Para empeorar aún más las cosas, este país, totalmente dependiente de
Estados Unidos, podría estar, a partir de este fin de año, a la merced
del fascista, xenófobo y racista Donald Trump, el energúmeno que
probablemente triunfe, aprovechando el desprestigio del establishment
estadunidense, el rechazo popular a la candidatura de Hillary Clinton,
la despolitización, la irracionalidad y la ignorancia de la mayoría
aplastante de los votantes del país del norte, el proteccionismo
económico y el aislacionismo que en muchos momentos de crisis afloran en
Estados Unidos.
Las expulsiones masivas de mexicanos y centroamericanos aumentarán, y
el oprobioso muro que Trump quiere levantar, si bien será ineficaz como
todos los muros ante una ola inmigratoria de fondo, reducirá el flujo
al mercado de mano de obra en Estados Unidos y también las remesas de
los connacionales, vitales para muchas zonas rurales de nuestro país.

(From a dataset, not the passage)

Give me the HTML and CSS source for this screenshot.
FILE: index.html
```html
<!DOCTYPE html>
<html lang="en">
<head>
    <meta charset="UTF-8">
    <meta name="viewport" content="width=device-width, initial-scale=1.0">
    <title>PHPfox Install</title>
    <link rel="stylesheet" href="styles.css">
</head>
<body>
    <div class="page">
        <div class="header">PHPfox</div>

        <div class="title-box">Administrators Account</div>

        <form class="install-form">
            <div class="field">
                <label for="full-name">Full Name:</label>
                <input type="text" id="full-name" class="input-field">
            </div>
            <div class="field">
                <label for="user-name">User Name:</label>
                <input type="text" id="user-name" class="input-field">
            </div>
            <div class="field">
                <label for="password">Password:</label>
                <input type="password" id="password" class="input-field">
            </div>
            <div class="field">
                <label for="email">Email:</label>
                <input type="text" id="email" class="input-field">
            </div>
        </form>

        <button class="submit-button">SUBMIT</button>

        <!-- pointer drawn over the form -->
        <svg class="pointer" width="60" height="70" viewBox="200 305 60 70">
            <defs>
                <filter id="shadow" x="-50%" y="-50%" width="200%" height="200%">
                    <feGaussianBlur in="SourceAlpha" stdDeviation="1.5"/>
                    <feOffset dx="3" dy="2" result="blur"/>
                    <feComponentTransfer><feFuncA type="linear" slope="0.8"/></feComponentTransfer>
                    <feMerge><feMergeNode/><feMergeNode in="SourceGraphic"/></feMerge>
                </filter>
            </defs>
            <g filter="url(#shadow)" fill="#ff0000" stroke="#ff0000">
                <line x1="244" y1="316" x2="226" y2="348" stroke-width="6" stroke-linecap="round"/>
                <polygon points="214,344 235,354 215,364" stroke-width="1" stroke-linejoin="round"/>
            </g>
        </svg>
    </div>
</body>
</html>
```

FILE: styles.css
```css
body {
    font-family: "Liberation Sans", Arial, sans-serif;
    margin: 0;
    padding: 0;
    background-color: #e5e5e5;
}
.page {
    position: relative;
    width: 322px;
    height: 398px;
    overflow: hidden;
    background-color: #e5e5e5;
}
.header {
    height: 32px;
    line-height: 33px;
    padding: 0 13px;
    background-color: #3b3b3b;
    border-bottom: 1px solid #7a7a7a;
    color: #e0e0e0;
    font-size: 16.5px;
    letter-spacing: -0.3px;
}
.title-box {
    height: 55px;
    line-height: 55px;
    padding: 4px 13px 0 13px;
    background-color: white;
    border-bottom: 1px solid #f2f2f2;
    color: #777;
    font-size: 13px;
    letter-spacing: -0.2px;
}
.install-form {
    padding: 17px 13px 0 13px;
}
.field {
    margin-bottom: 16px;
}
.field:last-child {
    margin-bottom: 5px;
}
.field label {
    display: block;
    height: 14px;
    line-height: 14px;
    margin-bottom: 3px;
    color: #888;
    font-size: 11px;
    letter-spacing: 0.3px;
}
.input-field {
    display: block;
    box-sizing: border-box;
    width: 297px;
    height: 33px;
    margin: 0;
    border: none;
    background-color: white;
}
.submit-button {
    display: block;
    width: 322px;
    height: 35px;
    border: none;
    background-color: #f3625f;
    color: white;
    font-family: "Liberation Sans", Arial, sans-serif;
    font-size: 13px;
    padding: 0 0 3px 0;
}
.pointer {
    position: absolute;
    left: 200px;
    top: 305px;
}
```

En este contexto se realizarán los comicios de 2018, para los cuales
vemos dos caminos posibles. El primero consiste en lograr un profundo
cambio político y social y afirmarlo con una Asamblea Constituyente,
como quieren la mejor y más activa parte del pueblo mexicano y los
millones que apoyan a Morena. El segundo, por el contrario –para no
tener que construir sobre los escombros del gobierno y del régimen–
lleva a ofrecer plena amnistía a Peña Nieto y a todos los asesinos y
represores pisoteando la justicia y la voluntad popular en nombre de una
supuesta
unidad nacional, para concretar un pacto entre los partidos causantes del actual desastre, con el fin de redistribuir el pastel del gobierno y formar así el futuro personal administrador local de Mr. Trump.

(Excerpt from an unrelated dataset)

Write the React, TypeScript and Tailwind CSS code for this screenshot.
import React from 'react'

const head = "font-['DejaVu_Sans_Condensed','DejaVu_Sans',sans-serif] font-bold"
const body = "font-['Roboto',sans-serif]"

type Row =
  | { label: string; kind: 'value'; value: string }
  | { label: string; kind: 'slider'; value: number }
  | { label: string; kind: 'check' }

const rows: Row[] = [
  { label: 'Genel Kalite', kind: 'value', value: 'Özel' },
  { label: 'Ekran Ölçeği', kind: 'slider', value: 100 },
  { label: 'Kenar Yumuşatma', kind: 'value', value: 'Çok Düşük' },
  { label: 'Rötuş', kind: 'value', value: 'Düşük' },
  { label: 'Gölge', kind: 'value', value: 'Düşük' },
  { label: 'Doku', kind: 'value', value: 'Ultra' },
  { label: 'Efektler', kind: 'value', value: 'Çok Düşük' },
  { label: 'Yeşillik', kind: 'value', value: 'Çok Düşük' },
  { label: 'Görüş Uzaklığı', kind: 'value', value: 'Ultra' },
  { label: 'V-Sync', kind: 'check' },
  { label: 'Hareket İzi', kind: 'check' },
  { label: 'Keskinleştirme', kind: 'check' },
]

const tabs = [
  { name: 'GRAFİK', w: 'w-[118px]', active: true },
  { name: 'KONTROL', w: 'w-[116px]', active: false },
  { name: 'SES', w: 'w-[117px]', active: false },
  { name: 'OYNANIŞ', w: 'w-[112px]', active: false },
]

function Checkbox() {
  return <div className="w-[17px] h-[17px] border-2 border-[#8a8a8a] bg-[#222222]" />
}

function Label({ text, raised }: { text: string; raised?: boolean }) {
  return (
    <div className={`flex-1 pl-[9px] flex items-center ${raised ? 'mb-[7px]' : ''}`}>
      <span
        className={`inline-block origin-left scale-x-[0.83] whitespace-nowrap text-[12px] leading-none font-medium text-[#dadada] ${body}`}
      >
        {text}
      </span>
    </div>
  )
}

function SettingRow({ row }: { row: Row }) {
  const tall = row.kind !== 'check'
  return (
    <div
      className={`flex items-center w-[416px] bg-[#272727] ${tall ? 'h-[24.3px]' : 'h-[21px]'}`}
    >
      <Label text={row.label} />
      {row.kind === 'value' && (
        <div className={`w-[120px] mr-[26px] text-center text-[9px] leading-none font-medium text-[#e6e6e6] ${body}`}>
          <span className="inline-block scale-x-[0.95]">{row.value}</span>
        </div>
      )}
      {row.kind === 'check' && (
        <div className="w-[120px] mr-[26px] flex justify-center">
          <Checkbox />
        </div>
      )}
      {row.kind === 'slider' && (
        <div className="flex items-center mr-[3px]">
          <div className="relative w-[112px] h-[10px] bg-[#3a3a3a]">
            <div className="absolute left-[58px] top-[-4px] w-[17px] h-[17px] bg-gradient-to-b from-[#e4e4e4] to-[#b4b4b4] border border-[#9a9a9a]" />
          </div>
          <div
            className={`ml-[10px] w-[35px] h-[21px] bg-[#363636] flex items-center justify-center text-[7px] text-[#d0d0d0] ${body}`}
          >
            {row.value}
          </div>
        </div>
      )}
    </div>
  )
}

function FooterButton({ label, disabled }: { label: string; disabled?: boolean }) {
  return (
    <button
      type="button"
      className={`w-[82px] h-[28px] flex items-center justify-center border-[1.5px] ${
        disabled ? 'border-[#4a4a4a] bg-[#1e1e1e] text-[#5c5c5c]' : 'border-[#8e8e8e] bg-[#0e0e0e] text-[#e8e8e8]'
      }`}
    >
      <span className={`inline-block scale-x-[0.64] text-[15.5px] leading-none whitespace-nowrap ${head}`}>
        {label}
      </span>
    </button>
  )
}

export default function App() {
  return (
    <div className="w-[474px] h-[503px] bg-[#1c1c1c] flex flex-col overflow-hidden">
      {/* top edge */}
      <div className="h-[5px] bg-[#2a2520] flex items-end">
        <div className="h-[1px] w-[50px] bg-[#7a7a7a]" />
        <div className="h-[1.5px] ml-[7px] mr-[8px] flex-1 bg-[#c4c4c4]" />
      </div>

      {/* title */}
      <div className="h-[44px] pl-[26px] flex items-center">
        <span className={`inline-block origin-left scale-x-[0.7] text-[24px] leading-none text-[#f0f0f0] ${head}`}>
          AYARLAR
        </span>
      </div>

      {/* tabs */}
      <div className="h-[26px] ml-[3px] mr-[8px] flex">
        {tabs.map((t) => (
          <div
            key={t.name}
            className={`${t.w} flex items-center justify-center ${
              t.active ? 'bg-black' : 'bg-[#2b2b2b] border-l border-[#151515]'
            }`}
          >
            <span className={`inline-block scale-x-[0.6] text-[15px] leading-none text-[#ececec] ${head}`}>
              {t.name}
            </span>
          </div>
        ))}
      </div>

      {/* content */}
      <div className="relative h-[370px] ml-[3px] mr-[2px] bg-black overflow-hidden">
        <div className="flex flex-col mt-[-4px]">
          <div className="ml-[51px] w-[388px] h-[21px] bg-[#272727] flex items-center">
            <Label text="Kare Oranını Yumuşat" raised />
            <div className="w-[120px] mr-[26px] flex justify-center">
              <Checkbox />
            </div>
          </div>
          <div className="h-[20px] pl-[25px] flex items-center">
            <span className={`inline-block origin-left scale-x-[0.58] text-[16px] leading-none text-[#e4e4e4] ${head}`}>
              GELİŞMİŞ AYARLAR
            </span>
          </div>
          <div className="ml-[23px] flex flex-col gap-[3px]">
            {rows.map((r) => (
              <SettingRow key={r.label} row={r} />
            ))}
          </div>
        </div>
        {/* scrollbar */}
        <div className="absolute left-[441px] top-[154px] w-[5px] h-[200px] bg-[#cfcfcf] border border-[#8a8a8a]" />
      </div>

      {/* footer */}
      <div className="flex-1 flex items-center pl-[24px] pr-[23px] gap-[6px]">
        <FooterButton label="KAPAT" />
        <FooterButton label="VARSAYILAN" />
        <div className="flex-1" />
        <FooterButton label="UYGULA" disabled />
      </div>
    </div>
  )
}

Ambas opciones, por supuesto, podrían llevar a violentos
conflictos que nadie quiere y que todos temen, pero la primera conduce a
una lucha por la democracia y la independencia, mientras la segunda
desembocaría en un régimen aún más corrupto, represivo, antinacional y
servil que el actual.
¿Qué hacer? Las luchas sociales se libran hoy en orden disperso y por
motivos diferenciados, no comunes. Cuando hay una profunda necesidad de
restauración de la democracia, de acabar con la corrupción y la alianza
del Estado con la delincuencia organizada, es urgente recuperar lo que
ha sido entregado, como Pemex, y quitarle a la oligarquía el control de
las finanzas y de las palancas del desarrollo y reconstruir la economía
rural y el autoabastecimiento alimentario.

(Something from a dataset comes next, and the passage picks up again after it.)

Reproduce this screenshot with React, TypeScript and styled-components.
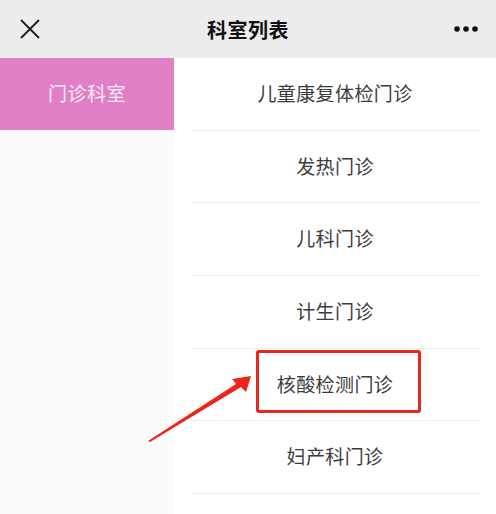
import styled, { createGlobalStyle } from "styled-components";

const GlobalStyle = createGlobalStyle`
  html, body {
    margin: 0;
    padding: 0;
    background: #fdfcfb;
  }
  body {
    font-family: "Noto Sans CJK SC", "Noto Sans", sans-serif;
  }
`;

const Page = styled.div`
  position: relative;
  width: 496px;
  height: 514px;
  overflow: hidden;
  background: #fdfcfb;
`;

const Header = styled.header`
  height: 58px;
  background: #ededed;
  display: grid;
  grid-template-columns: 60px 1fr 60px;
  align-items: center;
`;

const HeaderIcon = styled.div`
  display: flex;
  align-items: center;
  justify-content: center;
  height: 58px;
`;

const Title = styled.h1`
  margin: 0;
  text-align: center;
  font-size: 20px;
  font-weight: 700;
  color: #111;
  letter-spacing: 0.5px;
`;

const Body = styled.div`
  display: flex;
  height: 456px;
`;

const Sidebar = styled.nav`
  width: 174px;
  background: #fdfcfb;
`;

const SideItem = styled.div<{ $active?: boolean }>`
  height: 72px;
  display: flex;
  align-items: center;
  justify-content: center;
  font-size: 19px;
  line-height: 1;
  padding-bottom: 3px;
  box-sizing: border-box;
  color: ${(p) => (p.$active ? "#fbeef7" : "#444")};
  background: ${(p) => (p.$active ? "#e07fc6" : "transparent")};
  letter-spacing: 0.5px;
`;

const List = styled.ul`
  flex: 1;
  margin: 0;
  padding: 0;
  list-style: none;
  background: #fff;
`;

const Row = styled.li`
  position: relative;
  height: 72.7px;
  margin: 0 17px;
  border-bottom: 1px solid #eceeef;
  display: flex;
  align-items: center;
  justify-content: center;
  font-size: 19px;
  line-height: 1;
  padding-bottom: 3px;
  box-sizing: border-box;
  color: #3c3c3c;
  letter-spacing: 0.4px;
`;

const Highlight = styled.span`
  position: absolute;
  left: 65px;
  top: 1px;
  width: 159px;
  height: 57px;
  border: 3px solid #e8261d;
  border-radius: 3px;
`;

const Arrow = styled.svg`
  position: absolute;
  left: 0;
  top: 0;
  pointer-events: none;
`;

const items = [
  "儿童康复体检门诊",
  "发热门诊",
  "儿科门诊",
  "计生门诊",
  "核酸检测门诊",
  "妇产科门诊",
];

export default function App() {
  return (
    <Page>
      <GlobalStyle />
      <Header>
        <HeaderIcon>
          <svg width="20" height="20" viewBox="0 0 20 20">
            <path d="M1 1 L19 19 M19 1 L1 19" stroke="#1c1c1c" strokeWidth="1.8" />
          </svg>
        </HeaderIcon>
        <Title>科室列表</Title>
        <HeaderIcon>
          <svg width="26" height="8" viewBox="0 0 26 8">
            <circle cx="4" cy="4" r="2.8" fill="#111" />
            <circle cx="13" cy="4" r="2.8" fill="#111" />
            <circle cx="22" cy="4" r="2.8" fill="#111" />
          </svg>
        </HeaderIcon>
      </Header>
      <Body>
        <Sidebar>
          <SideItem $active>门诊科室</SideItem>
        </Sidebar>
        <List>
          {items.map((name) => (
            <Row key={name}>
              {name}
              {name === "核酸检测门诊" && <Highlight />}
            </Row>
          ))}
        </List>
      </Body>
      <Arrow width="496" height="514" viewBox="0 0 496 514">
        <polygon
          points="148,441 236,384 232,379 251,376 246,392 241,387 150,442"
          fill="#f0231a"
        />
      </Arrow>
    </Page>
  );
}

Por consiguiente, es urgente hacer funcionar un Comité de Defensa
Nacional que coordine las luchas por puntos comunes y organice la
solidaridad con ellas a escala nacional. En esa alianza, cada uno
debería golpear sobre el mismo clavo, sin dejar su propio martillo y
construir la unidad a partir de los objetivos comunes, minimizando las
diferencias.
La defensa de la democracia comienza en la autoorganización y la
defensa del territorio, como lo enseñan las policías comunitarias y
antes lo hizo en Oaxaca la APPO. La lucha contra la delincuencia y la
ola de asesinatos y secuestros de mujeres no pasa por la barbarie de los
linchamientos, sino por organizar comités de control del territorio y
grupos de autodefensa de la legalidad. La lucha la contra corrupción
pasa por la denuncia masiva y organizada de corruptos y chantajistas. La
depredación de la minería se hace impidiendo el robo del agua y
cerrando las empresas, como hicieron en Argentina contra la Barrick Gold
en Andalgalá. En esa lucha todos aprenderán a ser dirigentes, a
decidir, a ser solidarios, y elevarán su conciencia. Construyendo poder
local destruirán el de los opresores, que se apoya en la idea falsa de
que no hay alternativa al mismo.
En Morena deberían exigirle a López Obrador que antes de formular
declaraciones que fijan líneas estratégicas a las de su
movimiento-partido consulte a los cuadros del mismo, que no son ni
robots ni obedientes soldaditos de plomo. No se puede luchar por la
democracia si no se la practica en casa, ni por relaciones de respeto e
igualdad cuando alguien se siente jefe inapelable o caudillo por
designación divina.
Los movimientos sociales y Morena deben ayudar en lo inmediato a
organizar la resistencia de los afros y los latinos en Estados Unidos, y
a construir allí un nuevo partido progresista, tal como los International Workers of the World ayudaron el siglo pasado a los trabajadores de México. Si se quiere un cambio, hay que cambiar.